▶ _GOAL OF THE EXERCISE_
Look for the word "React" in each line and report the count of matching lines, with nothing added.

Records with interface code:
<<<<

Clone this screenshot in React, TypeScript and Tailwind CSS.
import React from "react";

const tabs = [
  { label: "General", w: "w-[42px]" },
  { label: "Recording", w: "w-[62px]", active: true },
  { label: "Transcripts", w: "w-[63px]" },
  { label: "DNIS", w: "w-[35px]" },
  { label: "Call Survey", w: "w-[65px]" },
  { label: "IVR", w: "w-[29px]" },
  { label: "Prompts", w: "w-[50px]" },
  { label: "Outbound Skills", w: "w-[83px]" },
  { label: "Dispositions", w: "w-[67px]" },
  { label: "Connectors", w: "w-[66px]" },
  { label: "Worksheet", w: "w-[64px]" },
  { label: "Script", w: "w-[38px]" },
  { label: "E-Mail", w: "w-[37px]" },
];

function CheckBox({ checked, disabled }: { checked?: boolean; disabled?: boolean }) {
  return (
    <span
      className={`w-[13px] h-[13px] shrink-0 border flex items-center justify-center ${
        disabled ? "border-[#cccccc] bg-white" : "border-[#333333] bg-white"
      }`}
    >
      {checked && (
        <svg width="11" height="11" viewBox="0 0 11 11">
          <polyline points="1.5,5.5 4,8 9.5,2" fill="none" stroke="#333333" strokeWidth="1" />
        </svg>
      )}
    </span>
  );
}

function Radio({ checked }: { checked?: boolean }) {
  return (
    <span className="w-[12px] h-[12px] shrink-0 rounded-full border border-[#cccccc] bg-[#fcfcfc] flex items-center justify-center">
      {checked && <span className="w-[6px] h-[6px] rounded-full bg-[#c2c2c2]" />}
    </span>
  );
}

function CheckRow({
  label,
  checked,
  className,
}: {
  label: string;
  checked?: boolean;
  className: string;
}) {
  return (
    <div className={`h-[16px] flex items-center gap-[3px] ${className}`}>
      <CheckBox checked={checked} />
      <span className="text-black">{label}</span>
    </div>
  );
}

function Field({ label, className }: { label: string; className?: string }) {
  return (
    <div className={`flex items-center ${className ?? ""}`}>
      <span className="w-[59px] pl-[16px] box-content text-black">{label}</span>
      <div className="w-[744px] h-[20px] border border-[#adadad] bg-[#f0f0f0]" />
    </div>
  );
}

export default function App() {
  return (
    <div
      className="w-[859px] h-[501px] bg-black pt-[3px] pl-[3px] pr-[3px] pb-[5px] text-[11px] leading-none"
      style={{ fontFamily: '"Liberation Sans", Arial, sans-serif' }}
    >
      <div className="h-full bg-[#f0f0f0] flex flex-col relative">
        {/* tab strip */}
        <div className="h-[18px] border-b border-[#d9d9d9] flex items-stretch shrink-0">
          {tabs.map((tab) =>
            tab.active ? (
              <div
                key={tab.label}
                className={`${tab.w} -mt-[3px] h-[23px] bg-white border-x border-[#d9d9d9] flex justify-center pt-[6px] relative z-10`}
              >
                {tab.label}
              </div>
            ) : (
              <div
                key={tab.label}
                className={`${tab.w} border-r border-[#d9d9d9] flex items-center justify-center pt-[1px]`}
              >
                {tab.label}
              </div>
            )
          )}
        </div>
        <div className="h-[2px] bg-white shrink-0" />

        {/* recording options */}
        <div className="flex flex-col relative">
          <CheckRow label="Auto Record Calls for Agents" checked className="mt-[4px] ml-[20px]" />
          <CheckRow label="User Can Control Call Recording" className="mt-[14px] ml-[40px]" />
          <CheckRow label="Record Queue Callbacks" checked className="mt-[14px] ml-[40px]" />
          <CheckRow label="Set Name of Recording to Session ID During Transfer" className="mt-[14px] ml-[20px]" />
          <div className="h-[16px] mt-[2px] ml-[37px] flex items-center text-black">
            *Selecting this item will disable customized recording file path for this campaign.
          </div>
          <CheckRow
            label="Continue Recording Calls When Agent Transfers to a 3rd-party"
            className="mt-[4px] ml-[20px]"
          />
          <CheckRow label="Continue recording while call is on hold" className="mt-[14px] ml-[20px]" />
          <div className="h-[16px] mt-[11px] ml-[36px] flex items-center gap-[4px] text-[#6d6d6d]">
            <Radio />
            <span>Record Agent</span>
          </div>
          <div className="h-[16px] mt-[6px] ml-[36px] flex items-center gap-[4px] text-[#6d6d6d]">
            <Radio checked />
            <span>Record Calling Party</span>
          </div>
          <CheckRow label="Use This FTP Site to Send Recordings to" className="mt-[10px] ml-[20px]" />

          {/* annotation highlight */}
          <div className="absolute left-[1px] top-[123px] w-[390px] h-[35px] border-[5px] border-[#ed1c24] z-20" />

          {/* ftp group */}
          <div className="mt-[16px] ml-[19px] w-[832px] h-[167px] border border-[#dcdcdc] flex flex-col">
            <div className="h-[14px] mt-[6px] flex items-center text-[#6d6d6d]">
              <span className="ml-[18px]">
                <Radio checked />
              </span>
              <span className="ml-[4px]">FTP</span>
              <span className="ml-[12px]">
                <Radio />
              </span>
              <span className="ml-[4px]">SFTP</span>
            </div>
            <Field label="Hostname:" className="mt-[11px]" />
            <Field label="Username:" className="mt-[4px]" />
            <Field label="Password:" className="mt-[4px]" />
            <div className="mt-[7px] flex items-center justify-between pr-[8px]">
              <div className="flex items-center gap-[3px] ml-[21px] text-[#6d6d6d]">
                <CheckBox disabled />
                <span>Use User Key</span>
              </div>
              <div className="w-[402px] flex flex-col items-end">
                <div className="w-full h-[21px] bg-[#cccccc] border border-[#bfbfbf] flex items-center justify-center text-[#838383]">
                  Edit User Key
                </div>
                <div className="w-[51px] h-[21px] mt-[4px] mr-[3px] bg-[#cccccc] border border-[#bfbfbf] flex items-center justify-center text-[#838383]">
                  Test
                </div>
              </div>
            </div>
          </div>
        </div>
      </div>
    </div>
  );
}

>>>>
<<<<

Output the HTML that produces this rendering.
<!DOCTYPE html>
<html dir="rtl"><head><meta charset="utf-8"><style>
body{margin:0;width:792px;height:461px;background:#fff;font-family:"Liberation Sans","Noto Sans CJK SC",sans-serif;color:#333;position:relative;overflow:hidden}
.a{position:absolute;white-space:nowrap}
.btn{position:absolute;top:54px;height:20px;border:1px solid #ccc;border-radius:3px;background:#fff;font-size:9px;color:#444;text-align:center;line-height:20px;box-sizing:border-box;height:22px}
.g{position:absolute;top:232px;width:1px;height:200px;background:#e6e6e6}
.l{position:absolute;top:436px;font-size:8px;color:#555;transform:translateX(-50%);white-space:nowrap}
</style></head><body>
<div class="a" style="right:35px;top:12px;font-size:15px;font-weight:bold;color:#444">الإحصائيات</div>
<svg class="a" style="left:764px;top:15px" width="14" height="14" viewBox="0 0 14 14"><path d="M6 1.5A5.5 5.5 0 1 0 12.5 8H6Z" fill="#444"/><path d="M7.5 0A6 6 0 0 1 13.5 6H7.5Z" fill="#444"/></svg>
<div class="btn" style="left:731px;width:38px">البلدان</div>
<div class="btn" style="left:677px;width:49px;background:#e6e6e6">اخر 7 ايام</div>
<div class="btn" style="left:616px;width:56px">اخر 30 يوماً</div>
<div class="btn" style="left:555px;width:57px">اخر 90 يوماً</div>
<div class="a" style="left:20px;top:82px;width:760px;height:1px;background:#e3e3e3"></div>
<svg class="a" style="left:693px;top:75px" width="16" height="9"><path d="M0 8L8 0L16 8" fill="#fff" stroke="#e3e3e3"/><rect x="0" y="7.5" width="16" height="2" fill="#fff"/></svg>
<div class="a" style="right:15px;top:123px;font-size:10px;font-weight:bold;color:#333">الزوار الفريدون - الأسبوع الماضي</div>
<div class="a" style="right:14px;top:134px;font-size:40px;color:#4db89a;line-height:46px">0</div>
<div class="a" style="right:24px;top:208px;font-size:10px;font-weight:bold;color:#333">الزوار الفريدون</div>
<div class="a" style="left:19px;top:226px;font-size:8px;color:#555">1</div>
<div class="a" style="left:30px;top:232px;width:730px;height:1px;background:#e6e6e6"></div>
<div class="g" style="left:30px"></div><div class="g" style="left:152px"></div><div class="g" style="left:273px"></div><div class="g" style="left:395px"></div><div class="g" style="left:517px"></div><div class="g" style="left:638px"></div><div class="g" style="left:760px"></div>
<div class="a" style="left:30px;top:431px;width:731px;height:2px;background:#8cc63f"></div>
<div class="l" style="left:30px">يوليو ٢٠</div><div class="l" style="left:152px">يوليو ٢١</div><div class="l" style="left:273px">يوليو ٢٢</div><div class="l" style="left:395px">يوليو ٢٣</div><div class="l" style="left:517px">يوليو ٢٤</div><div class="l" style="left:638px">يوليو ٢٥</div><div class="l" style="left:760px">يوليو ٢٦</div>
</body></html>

>>>>

▶ _FULL ANSWER_
2